Finance professionals are extremely attached to Microsoft Excel, but experts say using spreadsheets in financial processes is often detrimental to the company. Targeting and reducing spreadsheet use should be a priority for CFOs in the coming year, according to Kugel.
"Identify processes where [you] use spreadsheets heavily and figure out how to replace them with something else," he said. "Do it online, do it on-premises, but not in a spreadsheet."
Shortening the monthly and quarterly financial close process is a perennial goal for finance leaders, but if spreadsheets are involved, Kugel said they're shooting themselves in the foot. "We found that for the quarterly close, companies that are heavy users of spreadsheets on average take two days longer to close than ones who use them sparingly if at all," he said.

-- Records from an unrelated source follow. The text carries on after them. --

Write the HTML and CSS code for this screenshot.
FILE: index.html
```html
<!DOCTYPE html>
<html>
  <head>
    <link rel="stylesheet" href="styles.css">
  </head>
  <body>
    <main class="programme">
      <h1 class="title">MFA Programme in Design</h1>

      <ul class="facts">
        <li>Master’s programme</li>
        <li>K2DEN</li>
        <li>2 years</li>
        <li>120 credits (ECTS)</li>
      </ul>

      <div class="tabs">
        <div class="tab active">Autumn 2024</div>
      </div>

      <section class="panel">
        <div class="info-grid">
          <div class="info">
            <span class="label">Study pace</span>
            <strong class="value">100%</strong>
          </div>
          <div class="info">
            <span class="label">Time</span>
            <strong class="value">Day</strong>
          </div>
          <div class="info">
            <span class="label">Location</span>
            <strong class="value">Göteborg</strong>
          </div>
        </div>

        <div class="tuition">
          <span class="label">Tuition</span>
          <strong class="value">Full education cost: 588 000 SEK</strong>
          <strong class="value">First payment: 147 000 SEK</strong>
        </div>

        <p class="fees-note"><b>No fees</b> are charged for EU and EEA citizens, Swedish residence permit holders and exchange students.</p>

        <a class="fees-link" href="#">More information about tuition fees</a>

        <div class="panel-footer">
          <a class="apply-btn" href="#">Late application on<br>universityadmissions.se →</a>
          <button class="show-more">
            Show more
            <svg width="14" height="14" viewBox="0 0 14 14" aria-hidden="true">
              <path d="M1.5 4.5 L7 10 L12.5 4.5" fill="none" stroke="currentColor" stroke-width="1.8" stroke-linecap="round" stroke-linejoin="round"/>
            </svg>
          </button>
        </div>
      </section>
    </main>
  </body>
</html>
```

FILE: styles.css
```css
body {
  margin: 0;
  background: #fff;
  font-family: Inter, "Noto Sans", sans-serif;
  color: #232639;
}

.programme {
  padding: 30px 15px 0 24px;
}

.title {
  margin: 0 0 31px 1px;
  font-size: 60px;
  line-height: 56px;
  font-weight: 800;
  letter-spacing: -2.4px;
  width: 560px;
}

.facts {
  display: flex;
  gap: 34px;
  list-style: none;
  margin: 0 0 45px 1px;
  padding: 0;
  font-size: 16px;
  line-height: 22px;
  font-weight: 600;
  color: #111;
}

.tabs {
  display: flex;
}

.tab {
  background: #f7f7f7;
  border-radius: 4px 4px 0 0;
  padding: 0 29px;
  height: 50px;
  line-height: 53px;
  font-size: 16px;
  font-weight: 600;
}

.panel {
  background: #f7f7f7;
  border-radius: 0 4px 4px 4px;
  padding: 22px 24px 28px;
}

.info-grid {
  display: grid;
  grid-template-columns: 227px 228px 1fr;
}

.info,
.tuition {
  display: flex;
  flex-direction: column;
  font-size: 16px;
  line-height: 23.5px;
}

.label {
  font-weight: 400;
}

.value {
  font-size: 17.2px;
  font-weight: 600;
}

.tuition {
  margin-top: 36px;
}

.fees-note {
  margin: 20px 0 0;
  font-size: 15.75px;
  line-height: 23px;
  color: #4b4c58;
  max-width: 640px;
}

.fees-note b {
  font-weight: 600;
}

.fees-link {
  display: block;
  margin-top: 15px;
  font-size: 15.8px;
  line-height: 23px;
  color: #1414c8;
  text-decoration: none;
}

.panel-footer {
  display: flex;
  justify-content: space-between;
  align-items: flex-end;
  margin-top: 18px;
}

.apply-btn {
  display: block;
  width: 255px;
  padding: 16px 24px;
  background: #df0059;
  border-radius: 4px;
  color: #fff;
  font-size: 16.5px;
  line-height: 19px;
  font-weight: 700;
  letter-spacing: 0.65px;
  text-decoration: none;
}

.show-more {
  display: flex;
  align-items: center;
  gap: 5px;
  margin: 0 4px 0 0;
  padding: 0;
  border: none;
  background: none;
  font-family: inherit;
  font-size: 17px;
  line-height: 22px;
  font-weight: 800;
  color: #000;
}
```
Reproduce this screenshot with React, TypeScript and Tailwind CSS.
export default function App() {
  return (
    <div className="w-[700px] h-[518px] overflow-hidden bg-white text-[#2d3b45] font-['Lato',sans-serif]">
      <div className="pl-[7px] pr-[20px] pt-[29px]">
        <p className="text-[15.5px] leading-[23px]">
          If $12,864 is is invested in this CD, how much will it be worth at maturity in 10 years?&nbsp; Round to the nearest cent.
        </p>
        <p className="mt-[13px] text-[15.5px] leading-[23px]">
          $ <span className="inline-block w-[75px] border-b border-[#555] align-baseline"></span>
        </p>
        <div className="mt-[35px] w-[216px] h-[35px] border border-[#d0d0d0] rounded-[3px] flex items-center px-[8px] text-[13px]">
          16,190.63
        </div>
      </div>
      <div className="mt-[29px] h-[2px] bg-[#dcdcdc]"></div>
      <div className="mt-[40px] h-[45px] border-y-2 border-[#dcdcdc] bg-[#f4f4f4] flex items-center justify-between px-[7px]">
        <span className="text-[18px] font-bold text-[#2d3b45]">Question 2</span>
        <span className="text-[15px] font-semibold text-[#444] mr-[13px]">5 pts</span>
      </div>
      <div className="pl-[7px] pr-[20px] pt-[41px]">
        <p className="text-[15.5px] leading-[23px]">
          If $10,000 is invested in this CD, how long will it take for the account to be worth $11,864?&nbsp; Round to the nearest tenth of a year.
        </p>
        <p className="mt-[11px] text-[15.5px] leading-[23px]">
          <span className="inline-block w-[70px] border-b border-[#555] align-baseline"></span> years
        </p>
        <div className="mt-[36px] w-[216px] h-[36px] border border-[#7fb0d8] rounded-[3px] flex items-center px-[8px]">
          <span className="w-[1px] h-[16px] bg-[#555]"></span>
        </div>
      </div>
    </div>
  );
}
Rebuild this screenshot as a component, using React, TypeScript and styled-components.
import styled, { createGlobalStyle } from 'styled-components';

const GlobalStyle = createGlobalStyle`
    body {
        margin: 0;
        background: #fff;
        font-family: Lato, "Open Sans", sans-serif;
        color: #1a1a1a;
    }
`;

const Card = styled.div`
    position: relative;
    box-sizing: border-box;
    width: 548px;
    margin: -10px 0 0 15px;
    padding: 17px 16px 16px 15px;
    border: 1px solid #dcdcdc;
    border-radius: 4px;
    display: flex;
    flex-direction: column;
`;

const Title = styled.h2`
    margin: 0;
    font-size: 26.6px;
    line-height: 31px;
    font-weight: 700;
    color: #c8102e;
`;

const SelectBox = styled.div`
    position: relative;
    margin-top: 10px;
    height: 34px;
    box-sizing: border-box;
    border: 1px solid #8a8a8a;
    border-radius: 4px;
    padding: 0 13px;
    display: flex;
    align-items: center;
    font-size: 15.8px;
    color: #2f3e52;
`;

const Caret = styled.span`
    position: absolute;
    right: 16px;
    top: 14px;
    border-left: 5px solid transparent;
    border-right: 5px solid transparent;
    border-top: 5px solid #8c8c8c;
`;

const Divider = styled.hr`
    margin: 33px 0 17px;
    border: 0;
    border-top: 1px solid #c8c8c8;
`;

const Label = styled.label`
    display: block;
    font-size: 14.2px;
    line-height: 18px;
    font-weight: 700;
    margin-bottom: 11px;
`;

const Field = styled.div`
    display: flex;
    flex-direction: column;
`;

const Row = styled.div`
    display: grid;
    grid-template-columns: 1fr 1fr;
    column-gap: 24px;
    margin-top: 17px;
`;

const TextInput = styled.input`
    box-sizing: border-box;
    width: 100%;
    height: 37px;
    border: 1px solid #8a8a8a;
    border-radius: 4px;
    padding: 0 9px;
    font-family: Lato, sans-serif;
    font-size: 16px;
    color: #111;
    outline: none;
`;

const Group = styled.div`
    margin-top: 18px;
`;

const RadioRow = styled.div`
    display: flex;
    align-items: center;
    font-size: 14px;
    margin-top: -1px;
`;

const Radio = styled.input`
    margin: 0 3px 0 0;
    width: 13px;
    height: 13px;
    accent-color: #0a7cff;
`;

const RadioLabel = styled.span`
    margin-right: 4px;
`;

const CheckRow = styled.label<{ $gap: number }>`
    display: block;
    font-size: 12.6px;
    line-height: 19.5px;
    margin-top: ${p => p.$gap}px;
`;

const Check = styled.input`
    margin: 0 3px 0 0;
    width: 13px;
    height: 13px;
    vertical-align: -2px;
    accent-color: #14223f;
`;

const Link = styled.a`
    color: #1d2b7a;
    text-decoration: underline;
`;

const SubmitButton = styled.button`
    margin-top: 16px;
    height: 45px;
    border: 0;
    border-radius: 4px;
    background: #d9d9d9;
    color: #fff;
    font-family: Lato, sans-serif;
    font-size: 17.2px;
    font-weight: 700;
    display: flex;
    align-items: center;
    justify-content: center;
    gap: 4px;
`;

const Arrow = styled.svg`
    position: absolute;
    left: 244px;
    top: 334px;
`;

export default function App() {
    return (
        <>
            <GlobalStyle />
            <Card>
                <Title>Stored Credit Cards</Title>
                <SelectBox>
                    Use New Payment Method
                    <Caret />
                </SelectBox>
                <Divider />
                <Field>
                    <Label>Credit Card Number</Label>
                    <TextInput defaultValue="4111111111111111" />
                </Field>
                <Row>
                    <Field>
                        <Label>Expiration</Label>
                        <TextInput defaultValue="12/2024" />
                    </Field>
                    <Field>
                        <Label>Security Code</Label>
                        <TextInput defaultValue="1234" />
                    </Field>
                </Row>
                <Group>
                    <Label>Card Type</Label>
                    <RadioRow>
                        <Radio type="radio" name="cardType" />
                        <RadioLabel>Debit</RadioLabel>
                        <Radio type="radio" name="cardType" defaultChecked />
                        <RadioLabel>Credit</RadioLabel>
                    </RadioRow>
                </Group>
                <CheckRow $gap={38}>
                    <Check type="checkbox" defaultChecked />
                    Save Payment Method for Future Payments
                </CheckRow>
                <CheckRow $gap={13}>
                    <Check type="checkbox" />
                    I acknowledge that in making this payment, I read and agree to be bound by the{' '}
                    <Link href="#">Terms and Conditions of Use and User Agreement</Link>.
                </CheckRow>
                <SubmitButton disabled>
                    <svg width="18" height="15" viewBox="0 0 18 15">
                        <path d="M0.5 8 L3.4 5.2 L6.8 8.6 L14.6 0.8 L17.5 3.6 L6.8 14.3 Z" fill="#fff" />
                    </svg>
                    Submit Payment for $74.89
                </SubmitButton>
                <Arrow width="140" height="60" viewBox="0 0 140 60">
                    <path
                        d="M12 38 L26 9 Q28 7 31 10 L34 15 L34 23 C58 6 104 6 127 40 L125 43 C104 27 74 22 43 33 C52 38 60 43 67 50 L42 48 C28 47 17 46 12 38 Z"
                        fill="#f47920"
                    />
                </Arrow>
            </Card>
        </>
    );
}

Heavy use of spreadsheets in the close process can also raise a red flag about the company's financial consolidation technology. "It may just be a bad habit, or it may be because your consolidation system is eight or 10 years old, and you're doing a bunch of workarounds to get past the fact that ... your system is screwed up," he said. "Figure out how to solve that problem."
Reporting is another area to banish spreadsheets from as much as possible. "If you're still generating management and financial reports in spreadsheets every month [or] quarter, find a way to switch to a system where it's self-service reporting," he said. Spreadsheet reports are often pulled together by financial analysts or even controllers whose time would be better spent elsewhere, Kugel added.